Finston, Laurence Laurence.Finston at iwf.de
Fri Jul 14 10:29:48 CEST 2006



I've recently started working on a client application that reads data from a Z39.50 interface and writes it to a database.  It involves a lot of issues I hadn't run across before, so I'd be very grateful for any help or advice.


I'm using Visual C++ .NET for the application and Microsoft SQL Server 2003 for the database.  I'm using YAZ rather than YAZ+, because I wasn't able to get my application to build using the latter.  While I generally program in C++, I like C, too, so this doesn't bother me.


My impression so far is that the use of Z39.50 is extremely complex, and while there's a lot of information available, it's hard to find introductory material.  Could somebody point me to some?  In particular, I'm having a problem finding information about the PICA format used by the library system whose records I'm trying to read  (GBV = Gemeinsamer Bibliotheksverbund = Common Library Network in Germany).  I've been trying to find out the meaning of the numbers that designate the various fields in the records, but haven't been able to find a chart.  I'm also unclear about the function of the character octal 237 which appears frequently in the records.  Is it just a separator, is it the first character of a multi-byte sequence, or does it have some other purpose?  I haven't noticed any other non-ASCII characters, but they might be problematic, too.


So far, I haven't run across any information about what to do with the records once I've received them from the Z39.50 interface.  While I know how to write routines to parse text or binary data, I suppose other people have done this before.  Are there standard methods and/or tools for this purpose?  I'd rather not reinvent the wheel, if I don't have to.
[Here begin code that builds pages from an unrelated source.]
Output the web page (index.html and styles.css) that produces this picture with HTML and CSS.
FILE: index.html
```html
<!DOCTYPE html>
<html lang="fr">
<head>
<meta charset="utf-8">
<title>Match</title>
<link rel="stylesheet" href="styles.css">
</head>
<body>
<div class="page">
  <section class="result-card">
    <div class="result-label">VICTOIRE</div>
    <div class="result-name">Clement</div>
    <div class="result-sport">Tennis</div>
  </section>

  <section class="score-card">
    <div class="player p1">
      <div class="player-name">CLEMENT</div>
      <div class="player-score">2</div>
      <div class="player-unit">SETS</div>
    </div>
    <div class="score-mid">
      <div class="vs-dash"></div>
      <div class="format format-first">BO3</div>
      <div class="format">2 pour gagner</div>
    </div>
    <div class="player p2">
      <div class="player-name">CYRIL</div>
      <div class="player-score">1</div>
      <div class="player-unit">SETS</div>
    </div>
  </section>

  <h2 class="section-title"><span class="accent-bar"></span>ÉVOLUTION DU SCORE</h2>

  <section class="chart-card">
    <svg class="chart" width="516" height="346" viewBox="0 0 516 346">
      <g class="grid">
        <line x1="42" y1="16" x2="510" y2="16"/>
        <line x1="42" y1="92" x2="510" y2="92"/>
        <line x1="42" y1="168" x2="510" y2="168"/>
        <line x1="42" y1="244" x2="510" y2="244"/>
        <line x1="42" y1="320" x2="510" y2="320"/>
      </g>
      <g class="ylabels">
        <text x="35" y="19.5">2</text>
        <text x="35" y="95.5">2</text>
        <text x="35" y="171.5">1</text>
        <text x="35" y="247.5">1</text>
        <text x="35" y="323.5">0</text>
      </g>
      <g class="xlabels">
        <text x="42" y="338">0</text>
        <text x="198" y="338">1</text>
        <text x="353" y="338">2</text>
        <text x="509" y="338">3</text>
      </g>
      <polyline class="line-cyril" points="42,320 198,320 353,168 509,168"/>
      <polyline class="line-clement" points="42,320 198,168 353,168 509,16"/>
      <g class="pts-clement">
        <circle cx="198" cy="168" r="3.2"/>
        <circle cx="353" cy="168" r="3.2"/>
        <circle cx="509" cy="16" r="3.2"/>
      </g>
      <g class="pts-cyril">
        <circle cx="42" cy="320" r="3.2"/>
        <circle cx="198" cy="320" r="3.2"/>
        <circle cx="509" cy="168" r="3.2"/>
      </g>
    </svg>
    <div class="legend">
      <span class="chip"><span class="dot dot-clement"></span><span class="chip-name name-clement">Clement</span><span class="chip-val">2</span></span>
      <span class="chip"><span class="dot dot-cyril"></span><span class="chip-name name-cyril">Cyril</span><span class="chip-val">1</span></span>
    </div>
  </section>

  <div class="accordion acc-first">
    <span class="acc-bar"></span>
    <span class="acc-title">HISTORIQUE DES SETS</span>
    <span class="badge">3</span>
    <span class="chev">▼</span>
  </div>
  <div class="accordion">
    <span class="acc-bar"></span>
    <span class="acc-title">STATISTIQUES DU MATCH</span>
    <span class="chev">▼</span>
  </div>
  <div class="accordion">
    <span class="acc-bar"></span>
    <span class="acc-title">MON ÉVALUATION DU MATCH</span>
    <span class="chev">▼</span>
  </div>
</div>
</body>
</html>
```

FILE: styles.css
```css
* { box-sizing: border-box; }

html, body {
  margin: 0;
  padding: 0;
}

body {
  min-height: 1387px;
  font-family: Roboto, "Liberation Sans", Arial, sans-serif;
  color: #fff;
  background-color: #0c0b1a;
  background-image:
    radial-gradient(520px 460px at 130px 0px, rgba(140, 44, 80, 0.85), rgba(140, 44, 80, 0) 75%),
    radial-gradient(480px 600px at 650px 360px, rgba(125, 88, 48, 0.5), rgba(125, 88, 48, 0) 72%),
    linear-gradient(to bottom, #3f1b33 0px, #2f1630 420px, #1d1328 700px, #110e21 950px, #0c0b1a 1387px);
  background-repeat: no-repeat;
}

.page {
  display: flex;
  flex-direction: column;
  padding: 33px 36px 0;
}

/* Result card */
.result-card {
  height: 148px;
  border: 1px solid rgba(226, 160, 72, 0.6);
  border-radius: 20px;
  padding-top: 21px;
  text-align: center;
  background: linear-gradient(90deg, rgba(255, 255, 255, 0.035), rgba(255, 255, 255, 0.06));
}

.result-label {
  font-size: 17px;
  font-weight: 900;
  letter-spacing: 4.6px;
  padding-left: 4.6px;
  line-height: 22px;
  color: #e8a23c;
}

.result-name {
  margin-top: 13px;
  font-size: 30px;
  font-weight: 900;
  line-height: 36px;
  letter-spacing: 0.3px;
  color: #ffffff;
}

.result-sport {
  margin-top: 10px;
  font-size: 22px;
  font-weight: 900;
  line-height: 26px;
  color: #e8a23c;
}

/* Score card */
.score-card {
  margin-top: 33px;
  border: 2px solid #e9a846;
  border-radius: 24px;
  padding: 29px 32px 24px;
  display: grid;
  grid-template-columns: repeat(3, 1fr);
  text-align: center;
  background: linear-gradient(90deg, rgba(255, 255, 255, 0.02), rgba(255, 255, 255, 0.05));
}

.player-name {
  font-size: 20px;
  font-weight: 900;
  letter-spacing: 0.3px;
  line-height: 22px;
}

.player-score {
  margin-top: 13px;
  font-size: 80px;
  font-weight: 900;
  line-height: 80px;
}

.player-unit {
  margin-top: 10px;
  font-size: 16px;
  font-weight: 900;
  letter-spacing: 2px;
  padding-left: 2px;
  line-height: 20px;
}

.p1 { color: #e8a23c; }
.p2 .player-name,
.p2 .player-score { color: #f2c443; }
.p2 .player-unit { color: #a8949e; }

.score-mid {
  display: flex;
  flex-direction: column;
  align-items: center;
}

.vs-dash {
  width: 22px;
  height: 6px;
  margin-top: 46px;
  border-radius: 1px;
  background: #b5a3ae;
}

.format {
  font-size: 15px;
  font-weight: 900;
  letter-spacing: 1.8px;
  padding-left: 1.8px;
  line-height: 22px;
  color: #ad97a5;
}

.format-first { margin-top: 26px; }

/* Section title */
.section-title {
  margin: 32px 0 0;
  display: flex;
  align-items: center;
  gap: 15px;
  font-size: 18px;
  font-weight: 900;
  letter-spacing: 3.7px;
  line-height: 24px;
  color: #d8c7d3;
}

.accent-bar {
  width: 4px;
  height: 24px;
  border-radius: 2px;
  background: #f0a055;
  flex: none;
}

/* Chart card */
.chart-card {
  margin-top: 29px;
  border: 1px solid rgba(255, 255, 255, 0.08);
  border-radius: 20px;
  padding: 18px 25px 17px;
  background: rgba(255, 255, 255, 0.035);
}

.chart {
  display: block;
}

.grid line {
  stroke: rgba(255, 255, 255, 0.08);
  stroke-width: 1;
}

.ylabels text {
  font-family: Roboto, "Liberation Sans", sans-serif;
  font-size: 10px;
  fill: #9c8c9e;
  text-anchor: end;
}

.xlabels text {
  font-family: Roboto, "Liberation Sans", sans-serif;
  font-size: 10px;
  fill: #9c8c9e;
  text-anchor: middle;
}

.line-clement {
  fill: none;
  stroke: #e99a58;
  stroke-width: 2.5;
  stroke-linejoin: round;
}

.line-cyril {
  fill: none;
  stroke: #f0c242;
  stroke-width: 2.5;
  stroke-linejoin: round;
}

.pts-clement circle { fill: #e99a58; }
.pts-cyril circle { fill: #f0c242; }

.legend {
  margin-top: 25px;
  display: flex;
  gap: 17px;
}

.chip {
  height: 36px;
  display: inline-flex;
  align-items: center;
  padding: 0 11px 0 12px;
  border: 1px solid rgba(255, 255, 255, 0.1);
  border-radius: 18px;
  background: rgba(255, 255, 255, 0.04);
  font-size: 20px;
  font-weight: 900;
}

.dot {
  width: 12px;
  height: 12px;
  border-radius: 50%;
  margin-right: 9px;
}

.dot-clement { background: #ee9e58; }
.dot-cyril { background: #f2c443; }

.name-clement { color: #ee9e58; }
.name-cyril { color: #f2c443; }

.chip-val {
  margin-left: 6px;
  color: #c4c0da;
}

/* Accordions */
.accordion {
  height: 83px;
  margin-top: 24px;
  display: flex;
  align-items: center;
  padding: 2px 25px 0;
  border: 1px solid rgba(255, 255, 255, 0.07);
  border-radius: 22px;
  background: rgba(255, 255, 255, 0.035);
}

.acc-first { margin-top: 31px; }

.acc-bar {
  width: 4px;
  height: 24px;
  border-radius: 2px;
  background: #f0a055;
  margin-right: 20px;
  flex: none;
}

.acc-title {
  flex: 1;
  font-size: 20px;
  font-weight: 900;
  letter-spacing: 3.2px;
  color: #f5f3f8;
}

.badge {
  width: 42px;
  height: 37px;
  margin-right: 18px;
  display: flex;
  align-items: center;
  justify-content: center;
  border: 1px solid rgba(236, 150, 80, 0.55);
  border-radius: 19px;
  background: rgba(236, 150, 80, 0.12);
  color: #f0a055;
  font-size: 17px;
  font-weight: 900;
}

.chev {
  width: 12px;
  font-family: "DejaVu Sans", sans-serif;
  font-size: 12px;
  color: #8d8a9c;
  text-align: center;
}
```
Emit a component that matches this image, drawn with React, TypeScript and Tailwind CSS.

I hope this final question isn't considered off-topic:  I've been wondering whether learning how to work with Z39.50 is a marketable skill.  It seems that it's still in use at many libraries all over the world, and it's so complex that you can't just learn it in an afternoon.  For the present, I'm just working on a client, but I may need to set up a server.  It would be nice to know that I was learning something that might lead to employment in the future.


Thanks in advance for any help or suggestions.